# START OF Listing
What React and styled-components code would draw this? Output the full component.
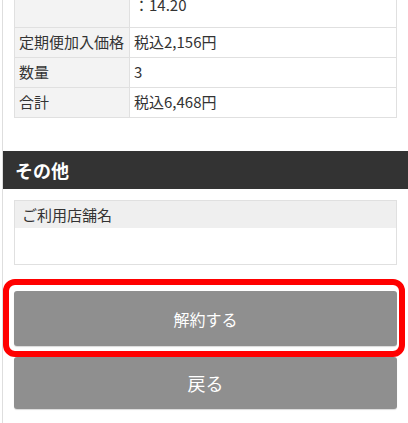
# END OF Listing
# START OF Listing
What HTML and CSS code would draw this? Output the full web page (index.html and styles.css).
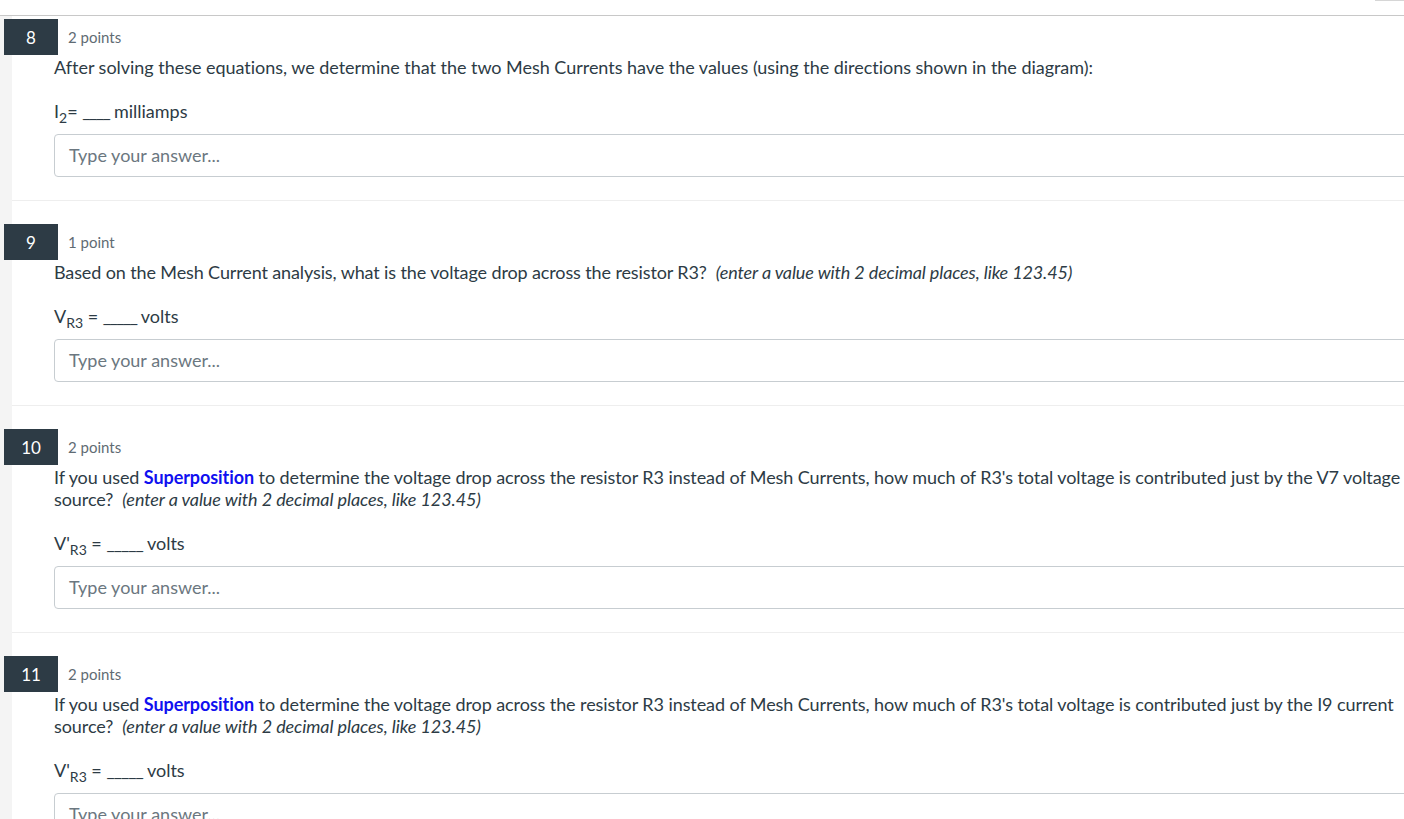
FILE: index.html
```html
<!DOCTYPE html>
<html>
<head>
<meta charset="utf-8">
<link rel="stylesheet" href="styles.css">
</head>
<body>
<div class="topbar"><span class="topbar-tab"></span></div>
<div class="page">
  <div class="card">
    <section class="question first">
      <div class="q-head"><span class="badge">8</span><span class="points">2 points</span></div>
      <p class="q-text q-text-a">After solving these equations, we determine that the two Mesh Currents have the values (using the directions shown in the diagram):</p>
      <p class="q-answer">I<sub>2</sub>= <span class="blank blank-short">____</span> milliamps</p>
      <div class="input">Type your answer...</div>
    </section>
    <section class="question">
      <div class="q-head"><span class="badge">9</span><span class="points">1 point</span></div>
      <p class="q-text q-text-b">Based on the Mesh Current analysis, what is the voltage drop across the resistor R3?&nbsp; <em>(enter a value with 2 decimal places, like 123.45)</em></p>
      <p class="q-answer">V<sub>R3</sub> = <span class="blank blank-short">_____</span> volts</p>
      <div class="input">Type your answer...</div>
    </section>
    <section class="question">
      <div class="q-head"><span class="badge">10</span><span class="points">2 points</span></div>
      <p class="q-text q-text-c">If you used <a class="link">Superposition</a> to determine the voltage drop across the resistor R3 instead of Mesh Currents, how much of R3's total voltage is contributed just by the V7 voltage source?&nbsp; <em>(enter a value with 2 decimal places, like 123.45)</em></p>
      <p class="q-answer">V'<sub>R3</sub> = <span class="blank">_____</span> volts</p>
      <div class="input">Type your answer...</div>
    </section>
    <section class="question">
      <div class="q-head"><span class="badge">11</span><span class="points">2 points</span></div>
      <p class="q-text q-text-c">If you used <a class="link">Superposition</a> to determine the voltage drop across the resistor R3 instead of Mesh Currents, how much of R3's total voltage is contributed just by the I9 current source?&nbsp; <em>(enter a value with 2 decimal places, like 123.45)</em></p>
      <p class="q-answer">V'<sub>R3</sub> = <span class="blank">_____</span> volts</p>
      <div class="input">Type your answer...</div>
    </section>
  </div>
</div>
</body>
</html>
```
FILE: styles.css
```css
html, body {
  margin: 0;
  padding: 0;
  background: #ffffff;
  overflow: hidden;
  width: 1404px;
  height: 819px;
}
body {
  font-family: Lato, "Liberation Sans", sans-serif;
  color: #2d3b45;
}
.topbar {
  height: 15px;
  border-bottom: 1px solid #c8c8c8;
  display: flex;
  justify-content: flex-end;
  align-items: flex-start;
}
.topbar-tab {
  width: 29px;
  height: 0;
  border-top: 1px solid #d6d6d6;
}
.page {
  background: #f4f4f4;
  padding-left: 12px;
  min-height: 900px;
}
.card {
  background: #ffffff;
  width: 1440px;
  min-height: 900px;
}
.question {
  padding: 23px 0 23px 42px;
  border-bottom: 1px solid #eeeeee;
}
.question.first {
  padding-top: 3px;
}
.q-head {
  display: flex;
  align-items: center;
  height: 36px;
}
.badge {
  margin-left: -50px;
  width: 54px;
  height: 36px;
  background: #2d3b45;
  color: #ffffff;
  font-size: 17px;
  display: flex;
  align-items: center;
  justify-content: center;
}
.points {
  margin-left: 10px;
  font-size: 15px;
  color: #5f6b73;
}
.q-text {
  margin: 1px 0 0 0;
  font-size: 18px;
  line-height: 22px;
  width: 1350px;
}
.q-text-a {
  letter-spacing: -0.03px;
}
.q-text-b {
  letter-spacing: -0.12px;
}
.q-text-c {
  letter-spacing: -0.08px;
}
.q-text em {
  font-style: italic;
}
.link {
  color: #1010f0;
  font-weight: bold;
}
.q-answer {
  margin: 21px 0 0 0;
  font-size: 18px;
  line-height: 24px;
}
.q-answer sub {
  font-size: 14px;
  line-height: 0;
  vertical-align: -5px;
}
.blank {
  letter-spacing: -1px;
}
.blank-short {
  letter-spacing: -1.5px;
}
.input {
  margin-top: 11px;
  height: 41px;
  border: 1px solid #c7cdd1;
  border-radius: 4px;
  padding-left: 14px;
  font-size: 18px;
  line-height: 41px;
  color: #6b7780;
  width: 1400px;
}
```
# END OF Listing
# START OF Listing
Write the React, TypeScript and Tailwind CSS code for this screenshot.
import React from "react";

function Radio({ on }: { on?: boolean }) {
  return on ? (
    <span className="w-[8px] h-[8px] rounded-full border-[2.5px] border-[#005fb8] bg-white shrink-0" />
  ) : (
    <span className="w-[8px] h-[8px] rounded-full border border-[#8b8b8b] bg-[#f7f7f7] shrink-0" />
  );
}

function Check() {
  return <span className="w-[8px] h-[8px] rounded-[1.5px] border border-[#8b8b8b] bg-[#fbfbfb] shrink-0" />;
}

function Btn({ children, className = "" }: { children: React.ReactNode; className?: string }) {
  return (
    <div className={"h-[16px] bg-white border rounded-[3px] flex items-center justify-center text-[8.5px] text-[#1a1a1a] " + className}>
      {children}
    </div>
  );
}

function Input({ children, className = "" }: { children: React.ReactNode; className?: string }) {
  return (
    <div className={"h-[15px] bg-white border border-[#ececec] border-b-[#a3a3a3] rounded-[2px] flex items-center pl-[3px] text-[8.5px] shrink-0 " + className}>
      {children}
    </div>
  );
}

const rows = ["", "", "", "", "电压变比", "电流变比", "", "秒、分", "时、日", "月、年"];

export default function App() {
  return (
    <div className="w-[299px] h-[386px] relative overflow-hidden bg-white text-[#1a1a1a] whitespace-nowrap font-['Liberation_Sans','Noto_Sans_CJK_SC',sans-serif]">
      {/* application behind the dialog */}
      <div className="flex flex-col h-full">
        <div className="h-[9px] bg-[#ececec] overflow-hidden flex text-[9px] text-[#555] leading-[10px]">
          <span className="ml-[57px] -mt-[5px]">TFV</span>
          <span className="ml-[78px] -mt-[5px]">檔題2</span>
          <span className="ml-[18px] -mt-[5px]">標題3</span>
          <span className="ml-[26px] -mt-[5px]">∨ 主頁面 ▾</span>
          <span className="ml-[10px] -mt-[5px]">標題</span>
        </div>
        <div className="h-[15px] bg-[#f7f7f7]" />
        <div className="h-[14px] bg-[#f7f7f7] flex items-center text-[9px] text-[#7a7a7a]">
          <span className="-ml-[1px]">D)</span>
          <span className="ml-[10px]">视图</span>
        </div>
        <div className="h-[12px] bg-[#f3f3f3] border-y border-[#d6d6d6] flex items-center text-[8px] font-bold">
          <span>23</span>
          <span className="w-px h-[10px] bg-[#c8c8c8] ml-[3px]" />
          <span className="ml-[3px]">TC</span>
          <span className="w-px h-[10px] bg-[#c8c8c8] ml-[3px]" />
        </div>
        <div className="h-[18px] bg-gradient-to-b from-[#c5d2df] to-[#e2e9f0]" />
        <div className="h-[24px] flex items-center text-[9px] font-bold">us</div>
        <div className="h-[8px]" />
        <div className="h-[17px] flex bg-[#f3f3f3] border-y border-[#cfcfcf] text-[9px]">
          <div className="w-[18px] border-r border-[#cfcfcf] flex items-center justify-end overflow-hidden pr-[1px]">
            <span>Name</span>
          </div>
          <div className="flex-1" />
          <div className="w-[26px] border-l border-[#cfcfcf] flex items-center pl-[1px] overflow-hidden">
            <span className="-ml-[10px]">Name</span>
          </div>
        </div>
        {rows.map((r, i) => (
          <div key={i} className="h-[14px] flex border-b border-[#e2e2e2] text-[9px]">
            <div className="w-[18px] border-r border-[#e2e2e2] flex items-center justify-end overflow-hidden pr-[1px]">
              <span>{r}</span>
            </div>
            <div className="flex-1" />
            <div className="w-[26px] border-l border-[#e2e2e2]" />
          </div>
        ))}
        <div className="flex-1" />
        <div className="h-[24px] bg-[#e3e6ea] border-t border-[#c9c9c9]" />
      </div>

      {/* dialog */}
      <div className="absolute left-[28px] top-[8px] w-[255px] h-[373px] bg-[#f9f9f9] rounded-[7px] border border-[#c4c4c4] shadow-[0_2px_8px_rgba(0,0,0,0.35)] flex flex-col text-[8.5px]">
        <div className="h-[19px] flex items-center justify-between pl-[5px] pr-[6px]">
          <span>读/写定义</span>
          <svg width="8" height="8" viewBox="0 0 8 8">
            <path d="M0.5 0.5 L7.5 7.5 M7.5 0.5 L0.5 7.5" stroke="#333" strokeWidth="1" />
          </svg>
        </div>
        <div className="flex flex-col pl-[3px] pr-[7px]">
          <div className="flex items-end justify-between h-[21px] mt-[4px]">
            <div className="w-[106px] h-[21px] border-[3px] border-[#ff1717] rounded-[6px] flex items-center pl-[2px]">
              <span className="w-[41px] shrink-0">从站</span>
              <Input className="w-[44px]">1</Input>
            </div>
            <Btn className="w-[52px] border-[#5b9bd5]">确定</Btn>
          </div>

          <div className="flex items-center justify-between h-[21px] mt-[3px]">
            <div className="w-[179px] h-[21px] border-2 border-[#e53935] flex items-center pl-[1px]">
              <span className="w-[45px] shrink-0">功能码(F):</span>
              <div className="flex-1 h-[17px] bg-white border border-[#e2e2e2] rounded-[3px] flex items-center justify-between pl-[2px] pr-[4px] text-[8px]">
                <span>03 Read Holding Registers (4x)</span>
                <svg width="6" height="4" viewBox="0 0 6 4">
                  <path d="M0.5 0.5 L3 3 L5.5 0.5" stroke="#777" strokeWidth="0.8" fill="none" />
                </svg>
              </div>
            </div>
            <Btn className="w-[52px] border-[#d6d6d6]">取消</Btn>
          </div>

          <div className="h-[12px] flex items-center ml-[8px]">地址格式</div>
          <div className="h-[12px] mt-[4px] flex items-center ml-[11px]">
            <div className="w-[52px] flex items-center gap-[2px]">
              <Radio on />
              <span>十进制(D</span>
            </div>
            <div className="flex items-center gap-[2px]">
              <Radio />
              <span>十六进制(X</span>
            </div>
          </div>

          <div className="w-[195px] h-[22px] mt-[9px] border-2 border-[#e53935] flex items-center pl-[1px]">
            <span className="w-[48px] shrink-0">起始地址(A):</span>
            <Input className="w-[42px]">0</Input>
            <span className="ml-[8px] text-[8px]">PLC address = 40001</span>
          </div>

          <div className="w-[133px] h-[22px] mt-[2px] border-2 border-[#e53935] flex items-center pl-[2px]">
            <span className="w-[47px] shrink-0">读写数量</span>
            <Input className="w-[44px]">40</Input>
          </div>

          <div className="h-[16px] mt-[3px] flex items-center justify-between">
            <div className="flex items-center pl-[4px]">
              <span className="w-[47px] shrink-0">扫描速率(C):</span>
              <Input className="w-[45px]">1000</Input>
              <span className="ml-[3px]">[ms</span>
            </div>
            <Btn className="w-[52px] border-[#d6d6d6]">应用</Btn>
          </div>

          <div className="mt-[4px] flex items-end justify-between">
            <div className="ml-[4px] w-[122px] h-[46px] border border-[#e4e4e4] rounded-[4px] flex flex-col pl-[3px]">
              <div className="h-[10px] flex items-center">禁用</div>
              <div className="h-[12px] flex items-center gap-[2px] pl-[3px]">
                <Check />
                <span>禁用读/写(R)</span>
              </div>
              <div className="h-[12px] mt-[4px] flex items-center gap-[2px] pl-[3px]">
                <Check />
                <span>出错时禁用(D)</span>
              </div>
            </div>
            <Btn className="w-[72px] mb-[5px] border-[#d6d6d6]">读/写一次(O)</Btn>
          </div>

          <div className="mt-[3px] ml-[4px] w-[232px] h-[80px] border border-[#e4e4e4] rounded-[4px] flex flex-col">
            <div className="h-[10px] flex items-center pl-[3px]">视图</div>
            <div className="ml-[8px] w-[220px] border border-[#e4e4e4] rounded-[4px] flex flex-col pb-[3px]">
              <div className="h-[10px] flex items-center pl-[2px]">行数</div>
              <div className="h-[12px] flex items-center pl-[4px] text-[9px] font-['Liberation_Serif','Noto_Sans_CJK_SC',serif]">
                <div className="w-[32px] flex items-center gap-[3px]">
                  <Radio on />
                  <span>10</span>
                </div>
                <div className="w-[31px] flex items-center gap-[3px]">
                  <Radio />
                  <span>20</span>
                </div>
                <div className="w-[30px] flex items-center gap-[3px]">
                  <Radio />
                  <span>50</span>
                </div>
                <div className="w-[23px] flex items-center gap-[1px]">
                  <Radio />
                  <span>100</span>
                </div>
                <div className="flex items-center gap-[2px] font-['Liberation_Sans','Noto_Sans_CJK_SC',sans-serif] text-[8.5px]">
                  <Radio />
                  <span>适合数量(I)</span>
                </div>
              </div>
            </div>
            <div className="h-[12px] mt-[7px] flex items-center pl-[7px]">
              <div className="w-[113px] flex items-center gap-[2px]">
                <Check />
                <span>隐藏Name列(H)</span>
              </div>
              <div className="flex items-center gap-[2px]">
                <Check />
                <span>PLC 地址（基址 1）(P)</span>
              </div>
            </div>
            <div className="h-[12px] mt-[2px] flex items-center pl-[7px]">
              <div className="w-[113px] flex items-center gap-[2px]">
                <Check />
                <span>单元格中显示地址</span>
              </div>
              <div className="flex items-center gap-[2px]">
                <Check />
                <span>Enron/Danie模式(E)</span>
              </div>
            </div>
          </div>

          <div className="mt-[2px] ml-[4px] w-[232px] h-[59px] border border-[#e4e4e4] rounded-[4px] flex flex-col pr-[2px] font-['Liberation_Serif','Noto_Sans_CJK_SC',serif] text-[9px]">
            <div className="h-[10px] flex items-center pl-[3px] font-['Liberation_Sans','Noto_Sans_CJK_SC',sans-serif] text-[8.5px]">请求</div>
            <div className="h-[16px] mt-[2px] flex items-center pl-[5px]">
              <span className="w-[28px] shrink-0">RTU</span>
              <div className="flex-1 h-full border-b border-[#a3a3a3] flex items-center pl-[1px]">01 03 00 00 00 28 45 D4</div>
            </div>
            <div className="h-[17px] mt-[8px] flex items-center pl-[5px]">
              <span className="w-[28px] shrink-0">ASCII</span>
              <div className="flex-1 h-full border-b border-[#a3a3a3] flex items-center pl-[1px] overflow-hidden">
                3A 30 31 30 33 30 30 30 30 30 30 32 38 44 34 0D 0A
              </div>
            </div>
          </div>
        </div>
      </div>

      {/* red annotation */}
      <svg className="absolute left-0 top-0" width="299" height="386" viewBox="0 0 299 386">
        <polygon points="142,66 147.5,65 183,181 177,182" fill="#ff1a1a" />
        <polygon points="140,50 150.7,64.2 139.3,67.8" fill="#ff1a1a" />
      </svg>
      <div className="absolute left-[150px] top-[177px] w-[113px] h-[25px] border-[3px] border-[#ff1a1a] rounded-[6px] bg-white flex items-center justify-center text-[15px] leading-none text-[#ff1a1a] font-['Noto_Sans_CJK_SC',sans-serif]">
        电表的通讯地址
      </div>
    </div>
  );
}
# END OF Listing
Objective - Indicate how many lines of the material include the word "draw"; the number alone is required.

Complete output - 2